Stanford CS248, Winter 2022
Tues/Thurs 1:30-3:00pm
All lectures are virtual
Instructors: Kayvon Fatahalian and Doug James
Course Description

This course provides a comprehensive introduction to computer graphics, focusing on fundamental concepts and techniques, as well as their cross-cutting relationship to multiple problem domains in interactive graphics (such as rendering, animation, geometry, image processing). Topics include: 2D and 3D drawing, sampling, interpolation, rasterization, image compositing, the GPU graphics pipeline (and parallel rendering), geometric transformations, curves and surfaces, geometric data structures, subdivision, meshing, spatial hierarchies, image processing, compression, time integration, physically-based animation, and inverse kinematics.

The Winter 2022 version of CS248 will be virtual lecture format. Exams will also be administered virtually.

Lectures will be recorded for offline viewing on Canvas. We will have frequent discussions and student breakouts during live lecture. Therefore, while attendance at live lecture will not be checked or graded, we ask you to make an effort to attend live lecture as much as possible.

Course staff will hold both in person and virtual office hours.

Instructors and CAs
[kayvonf at stanford]
[djames at stanford]
Your fun and helpful CAs:
Yanjun Chen
[yanjunc at stanford]
James Hong
[jamesh93 at stanford]
Haotian Zhang
[haotianz at stanford]

CS248 DOES NOT depend upon CS148 as a prereq. However, we expect you to be a proficient C/C++ programmer to complete the required programming assignments. (We expect you've taken at least CS107). We also assume basic understanding of linear algebra (at least MATH 51) and 3D calculus.


There is no required textbook for CS248, though a variety of books may provide good supplementary material:

Pete Shirley and Steve Marschner with Michael Ashikhmin, Michael Gleicher, Naty Hoffman, Garrett Johnson, Tamara Munzner, Erik Reinhard, Kelvin Sung, William B. Thompson, Peter Willemsen, and Bryan Wyvill
Fundamentals of Computer Graphics. A K Peters, 2009
[ On Amazon ]

John F. Hughes, Andries van Dam, Morgan McGuire, David F. Sklar, James D. Foley, Steven K. Feiner, and Kurt Akeley
Computer Graphics: Principles and Practice
[ On Amazon ]

Office Hours Calendar
Announcements via Ed Discussion

All class announcements will be made via our Ed discussion. Everyone enrolled in the course via Canvas should be able to access this site.
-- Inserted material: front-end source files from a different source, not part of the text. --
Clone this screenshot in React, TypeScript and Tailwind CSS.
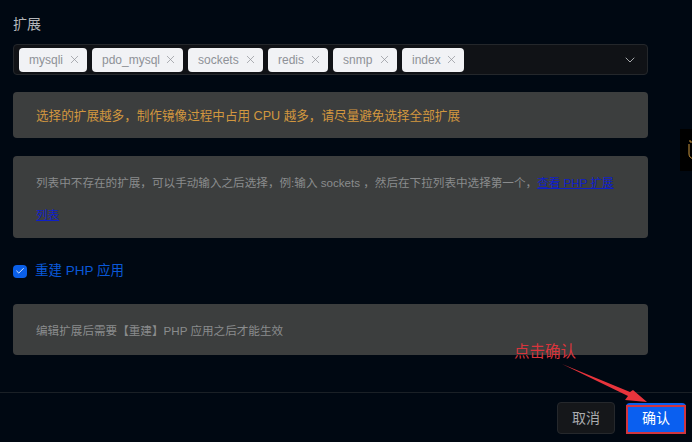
import { ChevronDown, X, Check } from 'lucide-react'

const tags = [
  { name: 'mysqli', w: 'w-[68px]' },
  { name: 'pdo_mysql', w: 'w-[91px]' },
  { name: 'sockets', w: 'w-[75px]' },
  { name: 'redis', w: 'w-[60px]' },
  { name: 'snmp', w: 'w-[64px]' },
  { name: 'index', w: 'w-[62px]' },
]

const font = "font-['Liberation_Sans','Noto_Sans_CJK_SC',sans-serif]"

export default function App() {
  return (
    <div className={`relative h-[442px] w-[692px] overflow-hidden bg-[#000812] ${font}`}>
      <div className="flex h-[392px] w-[648px] flex-col pl-[13px] pt-[14px]">
        <div className="h-5 text-sm leading-5 text-[#b4b6b9]">扩展</div>
        <div className="mt-[10px] flex h-[31px] items-center rounded border border-[#24272b] bg-[#101216] pl-[5px] pr-[9px]">
          <div className="flex flex-1 gap-[5px]">
            {tags.map((t) => (
              <div
                key={t.name}
                className={`flex h-6 items-center justify-between rounded bg-[#f1f2f5] pl-[10px] pr-[6px] text-xs text-[#8e9197] ${t.w}`}
              >
                <span>{t.name}</span>
                <X className="h-[13px] w-[13px] text-[#8e9197]" strokeWidth={1.3} />
              </div>
            ))}
          </div>
          <ChevronDown className="h-4 w-4 text-[#a6a8ab]" strokeWidth={1.5} />
        </div>

        <div className="mt-[17px] flex h-[46px] items-center rounded bg-[#3c3e3e] px-[23px] pt-[3px] text-[12.6px] text-[#d2973f]">
          选择的扩展越多，制作镜像过程中占用 CPU 越多，请尽量避免选择全部扩展
        </div>

        <div className="mt-[18px] h-[82px] rounded bg-[#3c3e3e] py-[10px] pl-[23px] pr-[31px] pt-[11px] text-[11.6px] leading-[32px] text-[#8a8c8d]">
          列表中不存在的扩展，可以手动输入之后选择，例:输入 sockets ，然后在下拉列表中选择第一个，
          <a href="#" className="text-[#0f1fc8] underline">
            查看 PHP 扩展列表
          </a>
        </div>

        <div className="mt-6 flex h-[18px] items-center gap-2">
          <div className="flex h-[13px] w-[14px] items-center justify-center rounded-sm bg-[#0a5fe8]">
            <Check className="h-[10px] w-[10px] text-white" strokeWidth={2} />
          </div>
          <span className="text-[13.5px] text-[#0a58d8]">重建 PHP 应用</span>
        </div>

        <div className="mt-6 flex h-[51px] items-center rounded bg-[#3c3e3e] px-[23px] pt-[3px] text-[11.6px] text-[#8a8c8d]">
          编辑扩展后需要【重建】PHP 应用之后才能生效
        </div>
      </div>

      <div className="flex h-[50px] items-start justify-end gap-[11px] border-t border-[#1a2026] pr-[6px] pt-[9px]">
        <button className="h-8 w-[58px] rounded border border-[#25282c] bg-[#15171a] pb-[1px] text-sm text-[#a9abae]">取消</button>
        <button className="relative mt-[1px] h-[31px] w-[60px] rounded-t bg-[#0a5ff0] pb-[2px] text-sm text-white">
          确认
          <span className="absolute inset-x-0 bottom-0 top-[2px] border-2 border-[#d0353f]" />
        </button>
      </div>

      {/* annotation over the page */}
      <span className="absolute left-[514px] top-[342px] text-[15.5px] leading-5 text-[#d8353c]">点击确认</span>
      <svg className="absolute left-[555px] top-[360px]" width="96" height="48" viewBox="0 0 96 48">
        <path d="M7 4 L75 32 L78 30 L92 42 L70 40 L73 36 Z" fill="#e8343c" />
      </svg>

      {/* floating side widget */}
      <div className="absolute left-[680px] top-[129px] flex h-[42px] w-3 items-center bg-black pl-2">
        <svg width="4" height="22" viewBox="0 0 4 22" className="shrink-0 overflow-visible">
          <path d="M8 3 H2 V1 M1 5 V15 Q1 19 6 20" fill="none" stroke="#c9963f" strokeWidth="1" />
        </svg>
      </div>
    </div>
  )
}
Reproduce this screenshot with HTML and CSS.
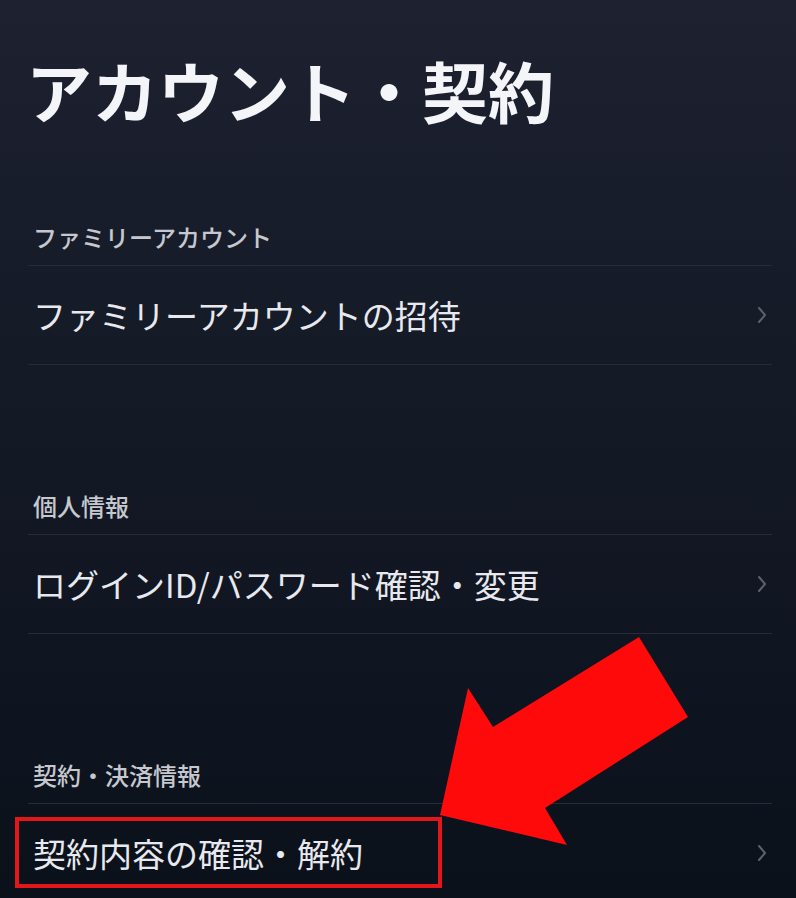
FILE: index.html
```html
<!DOCTYPE html>
<html lang="ja">
<head>
  <meta charset="UTF-8">
  <title>アカウント・契約</title>
  <link rel="stylesheet" href="styles.css">
</head>
<body>
  <main class="screen">
    <h1 class="title">アカウント・契約</h1>

    <section class="group">
      <h2 class="group-label">ファミリーアカウント</h2>
      <a class="row" href="#">
        <span>ファミリーアカウントの招待</span>
        <svg class="chevron" viewBox="0 0 10 18"><polyline points="2,2 8,9 2,16"/></svg>
      </a>
    </section>

    <section class="group">
      <h2 class="group-label">個人情報</h2>
      <a class="row" href="#">
        <span>ログインID/パスワード確認・変更</span>
        <svg class="chevron" viewBox="0 0 10 18"><polyline points="2,2 8,9 2,16"/></svg>
      </a>
    </section>

    <section class="group">
      <h2 class="group-label">契約・決済情報</h2>
      <a class="row" href="#">
        <span>契約内容の確認・解約</span>
        <svg class="chevron" viewBox="0 0 10 18"><polyline points="2,2 8,9 2,16"/></svg>
      </a>
    </section>

    <!-- 注目ポイントの枠と矢印 -->
    <div class="mark-box"></div>
    <svg class="mark-arrow" width="796" height="898" viewBox="0 0 796 898">
      <polygon points="639,637 688,717 545,808 567,845 440,815 468,688 493,727"/>
    </svg>
  </main>
</body>
</html>
```

FILE: styles.css
```css
html, body {
  margin: 0;
  height: 100%;
}

body {
  font-family: "Noto Sans CJK JP", "Noto Sans", sans-serif;
  background: linear-gradient(180deg, #1d2130 0%, #151a27 40%, #0b111b 100%);
  color: #e8e9ee;
  overflow: hidden;
}

.screen {
  position: relative;
  height: 898px;
  padding: 49px 24px 0 28px;
  box-sizing: border-box;
}

.title {
  margin: 0 0 92px -2px;
  font-size: 66px;
  line-height: 80px;
  font-weight: 600;
  color: #f4f5f8;
  letter-spacing: 0;
}

.group + .group {
  margin-top: 125px;
}

.group-label {
  margin: 0;
  padding: 0 5px 12px;
  font-size: 24px;
  line-height: 32px;
  font-weight: 500;
  color: #c6c8cf;
  border-bottom: 1px solid #262b38;
}

.row {
  display: flex;
  align-items: center;
  justify-content: space-between;
  height: 98px;
  padding: 0 5px 0 5px;
  font-size: 33px;
  color: #e8e9ee;
  text-decoration: none;
  border-bottom: 1px solid #262b38;
}

.chevron {
  width: 10px;
  height: 18px;
  fill: none;
  stroke: #5d626d;
  stroke-width: 2;
  stroke-linecap: round;
  stroke-linejoin: round;
}

.mark-box {
  position: absolute;
  left: 15px;
  top: 817px;
  width: 427px;
  height: 71px;
  box-sizing: border-box;
  border: 4px solid #e3161a;
}

.mark-arrow {
  position: absolute;
  left: 0;
  top: 0;
  fill: #ff0a0a;
}
```
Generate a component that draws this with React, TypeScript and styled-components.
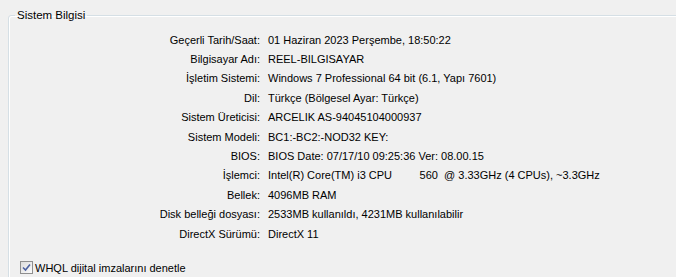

Grading (What You Will Do!)

All students will be expected to perform:

  • Three programming assignments: 50%
  • Participation on weekly written exercises: 10%
  • Self-selected final project: 20%
  • One exam: 20%

Programming assignments and the final project can be completed in teams of up to two students.

Each student is allotted a total of five late-day points for the semester. Late-day points are for use on the three programming assignments only. Late-day points work as follows:

  • A one-person team can extend a programming assignment deadline by one day using one point.
  • A two-person team can extend a programming assignment deadline by one day using two points. (e.g., one point from each student)
  • If a team does not have remaining late day points, late hand-ins will incur a 10% penalty per day (up to three days per assignment).
  • No assignments will be accepted more than three days after the deadline. This is true whether or not the student has late-day points remaining.